The new Touch ID fingerprint sensor within the iPhone 5S handset has come under fire from a prominent U.S. politician, who has expressed concern the data could be used to 'impersonate a person for life.'
Senator Al Franken, a former comedian who is chairman of the Senate Judiciary Subcommittee on Privacy, Technology and the Law, wants assurances from Apple regarding how the prints will be safeguarded.
In an open letter to Apple CEO Tim Cook, the representative for Minnesota pointed out that passwords can be changed infinitely, but once thieves get hold of our prints, it's the end of the road.
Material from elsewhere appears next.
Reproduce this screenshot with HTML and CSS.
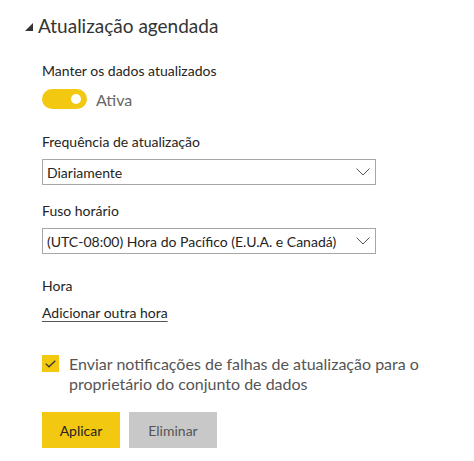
FILE: index.html
```html
<!DOCTYPE html>
<html lang="pt">
<head>
<meta charset="utf-8">
<title>Atualização agendada</title>
<link rel="stylesheet" href="styles.css">
</head>
<body>
<div class="panel">
  <div class="title">
    <svg class="caret" width="8" height="8" viewBox="0 0 8 8"><polygon points="8,0 8,8 0,8" fill="#333"/></svg>
    <span>Atualização agendada</span>
  </div>
  <div class="content">
    <div class="label first">Manter os dados atualizados</div>
    <div class="toggle-row">
      <div class="toggle"><div class="knob"></div></div>
      <span class="toggle-text">Ativa</span>
    </div>

    <div class="label freq">Frequência de atualização</div>
    <div class="select">
      <span>Diariamente</span>
      <svg class="chev" width="14" height="8" viewBox="0 0 14 8"><polyline points="0.5,0.5 7,7 13.5,0.5" fill="none" stroke="#555" stroke-width="1"/></svg>
    </div>

    <div class="label tz">Fuso horário</div>
    <div class="select">
      <span>(UTC-08:00) Hora do Pacífico (E.U.A. e Canadá)</span>
      <svg class="chev" width="14" height="8" viewBox="0 0 14 8"><polyline points="0.5,0.5 7,7 13.5,0.5" fill="none" stroke="#555" stroke-width="1"/></svg>
    </div>

    <div class="label hora">Hora</div>
    <div class="link-row"><a class="link">Adicionar outra hora</a></div>

    <div class="check-row">
      <div class="checkbox">
        <svg width="11" height="8" viewBox="0 0 11 8"><polyline points="0.7,3.6 4,6.8 10.3,0.7" fill="none" stroke="#333" stroke-width="1.2"/></svg>
      </div>
      <div class="check-text">Enviar notificações de falhas de atualização para o proprietário do conjunto de dados</div>
    </div>

    <div class="buttons">
      <button class="btn primary">Aplicar</button>
      <button class="btn secondary">Eliminar</button>
    </div>
  </div>
</div>
</body>
</html>
```

FILE: styles.css
```css
html, body {
  margin: 0;
  padding: 0;
  background: #ffffff;
}

body {
  font-family: Lato, "Noto Sans", sans-serif;
  color: #252423;
}

.panel {
  padding: 14px 0 0 25px;
}

.title {
  display: flex;
  align-items: center;
  gap: 5px;
  font-size: 19px;
  line-height: 24px;
  color: #333333;
}

.caret {
  margin-top: 1px;
}

.content {
  padding-left: 17px;
  width: 334px;
}

.label {
  font-size: 14px;
  line-height: 20px;
  color: #252423;
}

.label.first { margin-top: 23px; }
.label.freq { margin-top: 22px; }
.label.tz { margin-top: 16px; }
.label.hora { margin-top: 22px; }

.toggle-row {
  display: flex;
  align-items: center;
  gap: 9px;
  margin-top: 7px;
  height: 22px;
}

.toggle {
  width: 45px;
  height: 20px;
  border-radius: 10px;
  background: #f2c811;
  position: relative;
}

.knob {
  position: absolute;
  right: 6px;
  top: 5px;
  width: 10px;
  height: 10px;
  border-radius: 50%;
  background: #ffffff;
}

.toggle-text {
  font-size: 16px;
  color: #666666;
}

.select {
  margin-top: 7px;
  height: 26px;
  box-sizing: border-box;
  border: 1px solid #a6a6a6;
  display: flex;
  align-items: center;
  justify-content: space-between;
  padding: 0 5px 0 4px;
  font-size: 14px;
  color: #252423;
}

.link-row {
  margin-top: 7px;
  font-size: 14px;
  line-height: 20px;
}

.link {
  color: #252423;
  text-decoration: underline;
  text-underline-offset: 3px;
  text-decoration-color: #555;
}

.check-row {
  display: flex;
  align-items: flex-start;
  gap: 10px;
  margin-top: 32px;
  width: 380px;
}

.checkbox {
  flex: none;
  width: 17px;
  height: 17px;
  background: #f2c811;
  display: flex;
  align-items: center;
  justify-content: center;
}

.check-text {
  font-size: 16px;
  line-height: 20px;
  color: #555555;
  margin-top: -1px;
}

.buttons {
  display: flex;
  gap: 9px;
  margin-top: 18px;
}

.btn {
  border: none;
  height: 36px;
  font-family: Lato, "Noto Sans", sans-serif;
  font-size: 14px;
  padding: 0;
}

.btn.primary {
  width: 78px;
  background: #f2c811;
  color: #252423;
}

.btn.secondary {
  width: 88px;
  background: #c8c8c8;
  color: #555555;
}
```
He wrote: "Passwords are secret and dynamic; fingerprints are public and permanent. If you don't tell anyone your password, no one will know what it is. If someone hacks your password, you can change it -- as many times as you want. You can't change your fingerprints. You have only ten of them. And you leave them on everything you touch; they are definitely not a secret. What's more, a password doesn't uniquely identify its owner -- a fingerprint does. Let me put it this way: if hackers get a hold of your thumbprint, they could use it to identify and impersonate you for the rest of your life."
Can it be extracted?
Apple has assured that the fingerprint data will never leave the iPhone 5S and will never be stored on the company's servers or uploaded to iCloud.
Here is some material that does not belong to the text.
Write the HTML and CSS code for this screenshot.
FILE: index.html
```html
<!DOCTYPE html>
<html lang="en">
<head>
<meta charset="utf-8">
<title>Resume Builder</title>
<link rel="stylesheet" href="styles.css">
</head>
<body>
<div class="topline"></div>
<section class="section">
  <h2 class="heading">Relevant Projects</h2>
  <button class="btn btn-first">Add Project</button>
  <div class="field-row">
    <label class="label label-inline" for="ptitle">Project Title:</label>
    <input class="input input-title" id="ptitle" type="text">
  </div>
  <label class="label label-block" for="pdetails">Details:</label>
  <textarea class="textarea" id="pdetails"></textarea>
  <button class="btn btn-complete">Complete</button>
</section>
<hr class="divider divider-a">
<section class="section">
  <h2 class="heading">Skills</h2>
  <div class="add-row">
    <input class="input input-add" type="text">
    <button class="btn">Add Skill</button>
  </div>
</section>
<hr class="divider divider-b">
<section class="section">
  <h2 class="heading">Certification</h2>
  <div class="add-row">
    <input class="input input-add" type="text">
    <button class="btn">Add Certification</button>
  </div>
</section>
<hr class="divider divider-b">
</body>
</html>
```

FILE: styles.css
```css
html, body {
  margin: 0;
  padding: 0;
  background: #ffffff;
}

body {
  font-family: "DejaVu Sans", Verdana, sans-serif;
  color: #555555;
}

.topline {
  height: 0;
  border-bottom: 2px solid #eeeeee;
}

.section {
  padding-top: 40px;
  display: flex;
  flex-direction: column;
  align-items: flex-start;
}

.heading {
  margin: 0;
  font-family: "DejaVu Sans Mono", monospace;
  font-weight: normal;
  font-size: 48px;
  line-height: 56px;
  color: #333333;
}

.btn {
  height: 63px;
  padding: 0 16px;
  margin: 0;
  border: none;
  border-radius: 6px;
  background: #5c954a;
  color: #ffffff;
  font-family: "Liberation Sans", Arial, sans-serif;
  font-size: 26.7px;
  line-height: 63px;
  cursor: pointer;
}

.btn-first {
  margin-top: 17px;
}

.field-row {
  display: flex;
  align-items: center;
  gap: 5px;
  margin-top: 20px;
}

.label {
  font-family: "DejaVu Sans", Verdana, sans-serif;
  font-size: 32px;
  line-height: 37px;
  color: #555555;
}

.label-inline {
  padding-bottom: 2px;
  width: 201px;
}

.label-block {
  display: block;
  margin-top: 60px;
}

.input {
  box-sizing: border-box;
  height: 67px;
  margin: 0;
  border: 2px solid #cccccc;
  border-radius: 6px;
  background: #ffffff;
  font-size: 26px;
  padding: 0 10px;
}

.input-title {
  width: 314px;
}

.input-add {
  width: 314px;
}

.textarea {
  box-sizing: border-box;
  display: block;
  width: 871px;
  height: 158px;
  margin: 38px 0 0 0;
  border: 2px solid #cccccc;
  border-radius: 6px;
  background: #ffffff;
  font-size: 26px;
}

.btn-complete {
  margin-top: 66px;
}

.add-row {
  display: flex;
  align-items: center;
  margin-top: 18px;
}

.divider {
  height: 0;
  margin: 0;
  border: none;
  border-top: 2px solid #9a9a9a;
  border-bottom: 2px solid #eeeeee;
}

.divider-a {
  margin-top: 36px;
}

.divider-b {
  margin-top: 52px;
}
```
Third party developers have also been shut-out from using the tech at this stage.
However, despite conceding that Apple has probably implemented this tech responsibly, Franken wants to know whether its possible to extract the fingerprint data from the device itself.
In one of a number of questions within the letter he asked: "Is it possible to extract and obtain fingerprint data from an iPhone? If so, can this be done remotely, or with physical access to the device?"